AIM OF THE TASK -
For the copy, please give all of the data again exactly and leave the pictures out.

□ □ □ □

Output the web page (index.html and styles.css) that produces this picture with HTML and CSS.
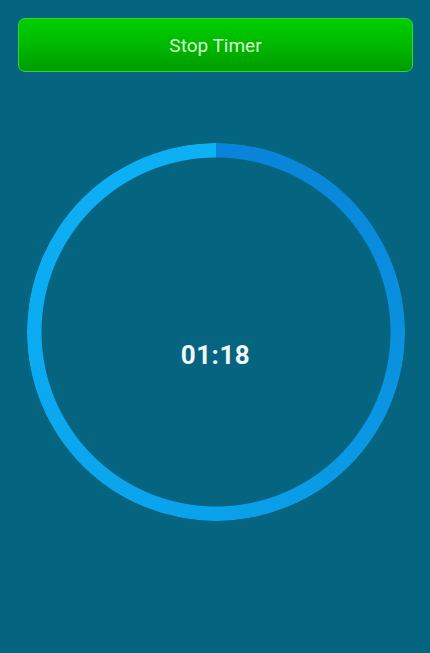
FILE: index.html
```html
<!DOCTYPE html>
<html>
<head>
<meta charset="utf-8">
<link rel="stylesheet" href="styles.css">
</head>
<body>
<div class="page">
  <button class="stop-btn">Stop Timer</button>
  <div class="ring-wrap">
    <div class="ring"></div>
    <div class="time">01:18</div>
  </div>
</div>
</body>
</html>
```
FILE: styles.css
```css
html, body {
  margin: 0;
  padding: 0;
  background: #05647f;
  height: 100%;
}
.page {
  padding: 18px 17px 0 18px;
  display: flex;
  flex-direction: column;
  align-items: stretch;
  font-family: Roboto, "Liberation Sans", sans-serif;
}
.stop-btn {
  height: 54px;
  border: 1px solid #2ed82e;
  border-radius: 7px;
  background: linear-gradient(to bottom, #00cf00 0%, #00b800 50%, #009c00 100%);
  color: #d6f7cf;
  font-family: Roboto, "Liberation Sans", sans-serif;
  font-size: 19px;
  padding: 0;
}
.ring-wrap {
  position: relative;
  width: 378px;
  height: 378px;
  margin: 71px auto 0;
  display: flex;
  align-items: center;
  justify-content: center;
}
.ring {
  position: absolute;
  inset: 0;
  border-radius: 50%;
  background: conic-gradient(from 0deg, #0883d9 0deg, #0a90df 90deg, #0aa2ea 180deg, #0cabf2 270deg, #0db1f6 360deg);
  -webkit-mask: radial-gradient(circle, transparent 174px, #000 175px);
  mask: radial-gradient(circle, transparent 174px, #000 175px);
}
.time {
  position: relative;
  padding-top: 46px;
  color: #f2f6f8;
  font-size: 26px;
  font-weight: bold;
  letter-spacing: 0.5px;
}
```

□ □ □ □

WRITTEN RESPONSE -
Output the web page (index.html and styles.css) that produces this picture with HTML and CSS.
FILE: index.html
```html
<!DOCTYPE html>
<html>
<head>
<meta charset="utf-8">
<link rel="stylesheet" href="styles.css">
</head>
<body>
<div class="page">
  <button class="stop-btn">Stop Timer</button>
  <div class="ring-wrap">
    <div class="ring"></div>
    <div class="time">01:18</div>
  </div>
</div>
</body>
</html>
```
FILE: styles.css
```css
html, body {
  margin: 0;
  padding: 0;
  background: #05647f;
  height: 100%;
}
.page {
  padding: 18px 17px 0 18px;
  display: flex;
  flex-direction: column;
  align-items: stretch;
  font-family: Roboto, "Liberation Sans", sans-serif;
}
.stop-btn {
  height: 54px;
  border: 1px solid #2ed82e;
  border-radius: 7px;
  background: linear-gradient(to bottom, #00cf00 0%, #00b800 50%, #009c00 100%);
  color: #d6f7cf;
  font-family: Roboto, "Liberation Sans", sans-serif;
  font-size: 19px;
  padding: 0;
}
.ring-wrap {
  position: relative;
  width: 378px;
  height: 378px;
  margin: 71px auto 0;
  display: flex;
  align-items: center;
  justify-content: center;
}
.ring {
  position: absolute;
  inset: 0;
  border-radius: 50%;
  background: conic-gradient(from 0deg, #0883d9 0deg, #0a90df 90deg, #0aa2ea 180deg, #0cabf2 270deg, #0db1f6 360deg);
  -webkit-mask: radial-gradient(circle, transparent 174px, #000 175px);
  mask: radial-gradient(circle, transparent 174px, #000 175px);
}
.time {
  position: relative;
  padding-top: 46px;
  color: #f2f6f8;
  font-size: 26px;
  font-weight: bold;
  letter-spacing: 0.5px;
}
```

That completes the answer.